GREER v. CITY OF PHILADELPHIA

Supreme Court of Pennsylvania (2002)

Facts

Issue

Holding — Nigro, J.

Rule

Reasoning

Deep Dive: How the Court Reached Its Decision

Overview of the Court's Reasoning

The Supreme Court of Pennsylvania examined the indemnity clause within the subcontract between Custom Tower Structures, Inc. (CTS), PennDOT, and J.H. Green Electric Company (Green) to determine if it unambiguously required CTS to indemnify the other parties for their own negligence. The court emphasized that under Pennsylvania law, indemnity agreements must clearly and unequivocally express the intent to indemnify a party for its own negligence. This standard was rooted in established precedent, especially as articulated in Ruzzi v. Butler Petroleum Co., which mandated explicit language for such provisions to be enforceable. The court found that the language in the CTS Contract did not meet this rigorous standard, as it restricted indemnification to instances where damages were caused "only to the extent" by CTS’s own negligent acts. Thus, the court's analysis focused on whether the contract’s terms conveyed a clear and unequivocal intent to cover the negligence of the indemnified parties, which it ultimately concluded they did not.

Interpretation of the Indemnity Clause

The court scrutinized the specific language of the indemnity provision in the CTS Contract, noting that it limited CTS's liability for indemnification strictly to damages caused by its own negligence. The court highlighted that the phrase "only to the extent" indicated a clear intent to restrict indemnification, meaning that CTS was not responsible for indemnifying PennDOT and Green for damages resulting from their own negligence. The court rejected the interpretations put forth by PennDOT and Green, which argued that the contract should extend indemnification to cover their own negligent actions, asserting that such interpretations would effectively impose an unfair liability on CTS. The court maintained that unless the contractual language expressly stipulated that indemnification would cover the negligence of the indemnitees, it could not be inferred from the general terms used in the contract. Therefore, the court concluded that the indemnity clause did not fulfill the legal requirement of clarity necessary to impose such liability on CTS.

Application of Precedent

The court reaffirmed the applicability of the precedent established in Ruzzi and reinforced by earlier cases, which held that indemnity clauses must be drafted with explicit language if they are to cover an indemnitee's own negligence. The court reiterated that without clear and unequivocal language, there could be no presumption that the indemnitor intended to assume liability for the indemnitee's negligence, given the unusual and hazardous nature of such an arrangement. Furthermore, the court distinguished between the indemnity clause in the current case and those in other jurisdictions that did not contain similar limiting language. The court cited cases from other jurisdictions, which interpreted comparable indemnity provisions as only covering damages attributable to the indemnitor’s negligence. This analysis reinforced the court’s conclusion that the indemnity clause in the CTS Contract did not provide an unambiguous agreement for indemnification of PennDOT and Green for their own negligence.
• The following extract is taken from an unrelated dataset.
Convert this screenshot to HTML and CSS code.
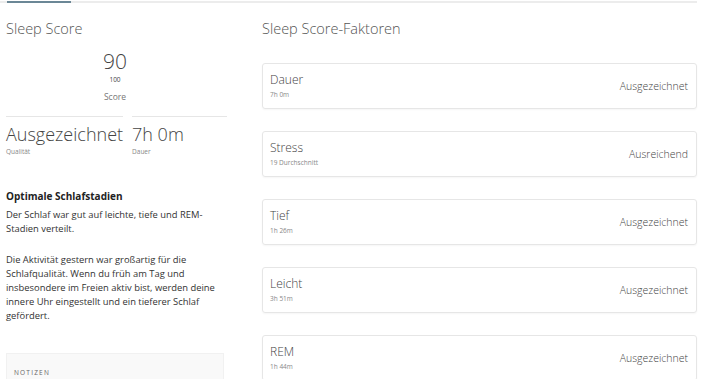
FILE: index.html
```html
<!DOCTYPE html>
<html lang="de">
<head>
    <meta charset="UTF-8">
    <meta name="viewport" content="width=device-width, initial-scale=1.0">
    <title>Sleep Score</title>
    <link rel="stylesheet" href="styles.css">
</head>
<body>
    <div class="tabs"><span class="tab-active"></span></div>

    <div class="page">
        <div class="left">
            <h2 class="title">Sleep Score</h2>

            <div class="score">
                <div class="score-value">90</div>
                <div class="score-max">100</div>
                <div class="score-label">Score</div>
            </div>

            <div class="stats">
                <div class="stat stat-wide">
                    <div class="stat-value">Ausgezeichnet</div>
                    <div class="stat-label">Qualität</div>
                </div>
                <div class="stat">
                    <div class="stat-value">7h 0m</div>
                    <div class="stat-label">Dauer</div>
                </div>
            </div>

            <h3 class="insight-title">Optimale Schlafstadien</h3>
            <p class="insight">Der Schlaf war gut auf leichte, tiefe und REM-Stadien verteilt.</p>
            <p class="insight">Die Aktivität gestern war großartig für die Schlafqualität. Wenn du früh am Tag und insbesondere im Freien aktiv bist, werden deine innere Uhr eingestellt und ein tieferer Schlaf gefördert.</p>

            <div class="notes">NOTIZEN</div>
        </div>

        <div class="right">
            <h2 class="title">Sleep Score-Faktoren</h2>

            <div class="factor">
                <div>
                    <div class="factor-name">Dauer</div>
                    <div class="factor-detail">7h 0m</div>
                </div>
                <div class="factor-rating">Ausgezeichnet</div>
            </div>
            <div class="factor">
                <div>
                    <div class="factor-name">Stress</div>
                    <div class="factor-detail">19 Durchschnitt</div>
                </div>
                <div class="factor-rating">Ausreichend</div>
            </div>
            <div class="factor">
                <div>
                    <div class="factor-name">Tief</div>
                    <div class="factor-detail">1h 26m</div>
                </div>
                <div class="factor-rating">Ausgezeichnet</div>
            </div>
            <div class="factor">
                <div>
                    <div class="factor-name">Leicht</div>
                    <div class="factor-detail">3h 51m</div>
                </div>
                <div class="factor-rating">Ausgezeichnet</div>
            </div>
            <div class="factor">
                <div>
                    <div class="factor-name">REM</div>
                    <div class="factor-detail">1h 44m</div>
                </div>
                <div class="factor-rating">Ausgezeichnet</div>
            </div>
        </div>
    </div>
</body>
</html>
```

FILE: styles.css
```css
body { margin: 0; font-family: "Open Sans", "Noto Sans", sans-serif; color: #444; background: #fff; overflow: hidden; }

.tabs { height: 2px; margin: 1px 16px 0 0; background: #ececec; }
.tab-active { display: block; width: 64px; height: 2px; margin-left: 7px; background: #6b8796; }

.page { display: grid; grid-template-columns: 218px 435px; column-gap: 38px; padding: 0 6px; }

.title { margin: 16px 0 0; font-size: 14.5px; font-weight: 300; color: #555; }

.score { text-align: center; margin-top: 10px; color: #444; }
.score-value { font-size: 21px; font-weight: 300; line-height: 26px; }
.score-max { font-size: 6.5px; line-height: 8px; margin-top: 2px; }
.score-label { font-size: 8.5px; line-height: 12px; margin-top: 7px; color: #777; }

.stats { display: flex; gap: 9px; margin-top: 13px; }
.stat { flex: 0 0 95px; border-top: 1px solid #e6e6e6; padding-top: 4px; }
.stat-wide { flex: 0 0 114px; }
.stat-value { font-size: 18px; font-weight: 300; line-height: 26px; color: #444; }
.stat-label { font-size: 6.5px; line-height: 10px; color: #888; }

.insight-title { margin: 32px 0 0; font-size: 10px; font-weight: 700; color: #222; }
.insight { margin: 5px 0 0; font-size: 9.4px; line-height: 14px; color: #333; }
.insight + .insight { margin-top: 17px; }

.notes { margin-top: 30px; padding: 14px 7px 12px; background: #f9f9f9; border: 1px solid #f1f1f1; font-size: 6.5px; letter-spacing: 1.2px; color: #666; }

.factor { display: flex; justify-content: space-between; align-items: center; height: 44px; padding: 0 8px 0 7px; margin-top: 22px; border: 1px solid #e6e6e6; border-radius: 3px; box-shadow: 0 1px 2px rgba(0,0,0,0.04); }
.right .title + .factor { margin-top: 25px; }
.factor-name { font-size: 12px; font-weight: 300; line-height: 17px; color: #444; }
.factor-detail { font-size: 6.5px; line-height: 14px; color: #888; }
.factor-rating { font-size: 10.5px; font-weight: 300; color: #444; }
```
Rejection of Broader Interpretations

The court rejected broader interpretations of the indemnity clause that sought to extend CTS's liability to cover the negligence of PennDOT and Green. It emphasized that the language "to the extent caused" clearly indicated a comparative approach to liability, aligning with the percentages of fault assigned by the jury. The court found that such interpretations would contradict the plain language of the indemnity provision, which expressly limited the indemnity to claims arising from CTS’s negligence. The court also noted that allowing such broader interpretations could lead to an unreasonable outcome where CTS would bear an excessive financial burden for the negligence of others, which was not the intent of the contract. By adhering to the strict construction of the indemnity clause, the court upheld the principle that parties should not be held to liabilities they did not explicitly agree to assume in their contractual agreements.

Conclusion of the Court

In conclusion, the Supreme Court of Pennsylvania held that the indemnity clause in the CTS Contract did not unambiguously entitle PennDOT and Green to indemnification for their own negligence. The court's ruling emphasized the importance of clear and unequivocal language in indemnity provisions, particularly when they involve liability for the negligence of another party. By reversing the Commonwealth Court's decision, the Supreme Court clarified that the indemnity provision only provided coverage for damages resulting from CTS's negligence and not for the negligence of PennDOT and Green. This decision reinforced the established legal standard that protects parties from being held liable for risks that they did not expressly agree to assume through clearly defined contractual terms. Consequently, the court maintained that PennDOT and Green remained responsible for the portion of damages assigned to them by the jury based on their own negligence.